This, watchers say, is a dangerous trend.
Any type of suspicious activity is a bad sign for banks. But it is
especially troubling when the threat comes from within. In fact, some of
the most significant risks to a bank are self-serving or criminal acts
carried out by business insiders; and those include employees,
contractors, consultants and even trusted individuals in an oversight
capacity (directors, officers, executives). Using their special access
privileges and knowledge of bank operations, insiders can commit fraud,
intellectual property theft and privacy breaches. When insiders use
their technical knowledge to alter or disable security controls, it can
be even more difficult to detect abuse. Any of the crimes that can be
committed by outsiders can be committed by insiders and often, with more
ease.
According to the immediate past president of the Central Bank of
Nigeria, Sanusi Lamido Sanusi, we often say some banks have failed.
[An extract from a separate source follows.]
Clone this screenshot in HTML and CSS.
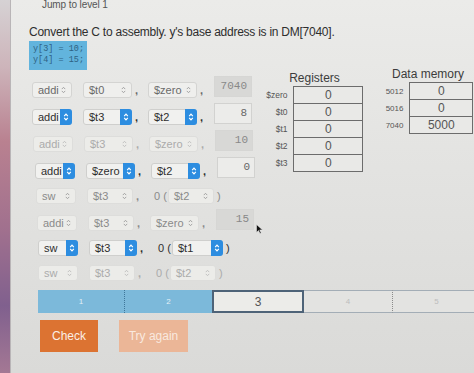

This is a passive and complicit phrase that masked a gross
irresponsibility and crass insensitivity. “The bank has failed,” he
said, somewhat sounds like coming across the corpse of a man whose
throat was slit, or whose body is covered with knife wounds or riddled
with bullets and saying “the man died.”
The man did not die. He was killed. He was murdered. And he did not
kill himself. To use the term “death” instead of “murder”, excuses us
from the responsibility of finding the killers and bringing them to
book. And that is exactly what happens when we refer to “failed banks”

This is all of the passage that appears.